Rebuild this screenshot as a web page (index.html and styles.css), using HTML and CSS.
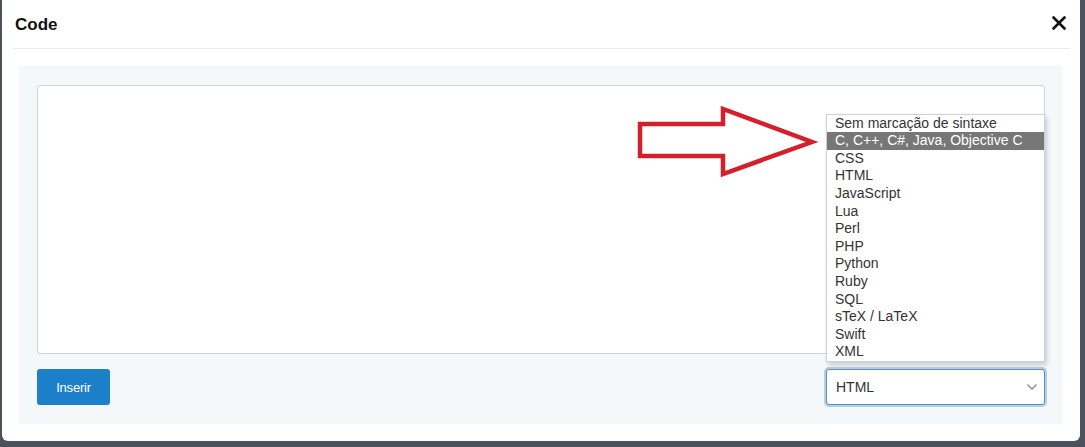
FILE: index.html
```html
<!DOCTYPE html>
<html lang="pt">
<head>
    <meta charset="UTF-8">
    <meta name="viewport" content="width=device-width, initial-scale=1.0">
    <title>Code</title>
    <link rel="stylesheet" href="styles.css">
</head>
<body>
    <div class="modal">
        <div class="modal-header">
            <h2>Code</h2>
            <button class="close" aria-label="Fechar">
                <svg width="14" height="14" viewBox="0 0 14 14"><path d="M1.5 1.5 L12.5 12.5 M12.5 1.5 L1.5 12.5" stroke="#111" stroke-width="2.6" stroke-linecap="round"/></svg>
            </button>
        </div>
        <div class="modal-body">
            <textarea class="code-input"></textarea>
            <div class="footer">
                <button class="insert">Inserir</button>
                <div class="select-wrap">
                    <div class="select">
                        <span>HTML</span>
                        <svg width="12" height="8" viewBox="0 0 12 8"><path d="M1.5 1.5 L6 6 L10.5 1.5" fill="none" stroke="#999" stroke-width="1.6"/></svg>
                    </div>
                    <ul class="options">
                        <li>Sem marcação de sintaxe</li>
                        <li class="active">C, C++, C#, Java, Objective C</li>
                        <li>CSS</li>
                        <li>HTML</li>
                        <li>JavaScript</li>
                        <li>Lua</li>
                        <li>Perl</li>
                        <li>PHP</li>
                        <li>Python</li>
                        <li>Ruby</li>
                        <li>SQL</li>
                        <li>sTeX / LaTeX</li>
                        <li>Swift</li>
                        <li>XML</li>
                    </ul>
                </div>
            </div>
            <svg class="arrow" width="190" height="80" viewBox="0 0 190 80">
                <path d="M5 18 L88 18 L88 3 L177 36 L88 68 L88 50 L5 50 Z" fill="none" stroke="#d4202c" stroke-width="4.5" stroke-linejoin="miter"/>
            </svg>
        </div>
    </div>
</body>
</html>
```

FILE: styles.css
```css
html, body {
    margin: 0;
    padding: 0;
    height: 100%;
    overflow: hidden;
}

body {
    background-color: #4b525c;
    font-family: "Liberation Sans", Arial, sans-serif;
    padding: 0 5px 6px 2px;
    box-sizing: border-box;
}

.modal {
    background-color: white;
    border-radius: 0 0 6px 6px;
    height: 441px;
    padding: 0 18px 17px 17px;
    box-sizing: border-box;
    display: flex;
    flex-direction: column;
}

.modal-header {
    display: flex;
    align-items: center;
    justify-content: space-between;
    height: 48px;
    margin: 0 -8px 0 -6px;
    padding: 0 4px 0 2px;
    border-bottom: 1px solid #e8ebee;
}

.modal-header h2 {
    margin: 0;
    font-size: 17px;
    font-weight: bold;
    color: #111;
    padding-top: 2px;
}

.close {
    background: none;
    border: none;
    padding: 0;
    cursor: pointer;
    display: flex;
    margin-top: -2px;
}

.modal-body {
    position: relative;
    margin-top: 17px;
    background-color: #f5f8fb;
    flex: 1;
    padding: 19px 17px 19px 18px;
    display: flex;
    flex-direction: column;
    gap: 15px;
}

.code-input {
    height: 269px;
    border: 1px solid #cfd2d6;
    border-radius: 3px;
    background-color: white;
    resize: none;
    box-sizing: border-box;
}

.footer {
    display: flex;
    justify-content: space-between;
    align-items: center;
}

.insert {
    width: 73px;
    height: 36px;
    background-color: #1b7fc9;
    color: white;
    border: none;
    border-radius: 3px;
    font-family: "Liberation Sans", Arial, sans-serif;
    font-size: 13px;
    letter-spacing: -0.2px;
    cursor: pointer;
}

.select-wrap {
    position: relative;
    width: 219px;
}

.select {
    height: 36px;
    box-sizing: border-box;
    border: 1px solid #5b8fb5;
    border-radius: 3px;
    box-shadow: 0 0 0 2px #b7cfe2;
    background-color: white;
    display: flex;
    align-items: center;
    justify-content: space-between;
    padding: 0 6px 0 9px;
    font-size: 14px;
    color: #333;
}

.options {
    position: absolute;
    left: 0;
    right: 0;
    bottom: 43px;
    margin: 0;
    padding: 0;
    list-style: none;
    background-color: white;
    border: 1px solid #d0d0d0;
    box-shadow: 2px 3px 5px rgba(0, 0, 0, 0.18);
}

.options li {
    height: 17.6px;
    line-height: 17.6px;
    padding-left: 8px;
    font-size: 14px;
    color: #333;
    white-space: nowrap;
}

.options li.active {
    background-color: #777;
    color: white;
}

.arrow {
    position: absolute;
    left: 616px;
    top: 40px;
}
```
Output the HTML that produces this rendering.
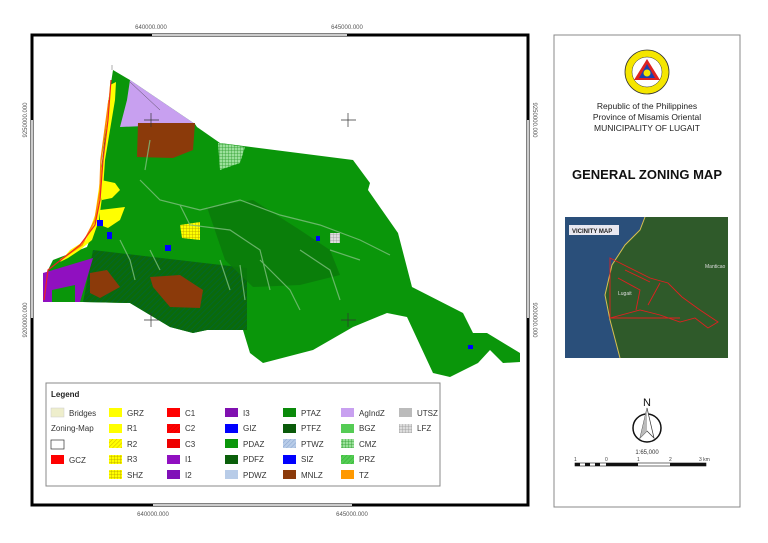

#### PROBLEM STATEMENT
Copy each line that contains the word "this".

#### WRITTEN SOLUTION
Rebuild this screenshot as a web page (index.html and styles.css), using HTML and CSS.
Output the HTML that produces this rendering.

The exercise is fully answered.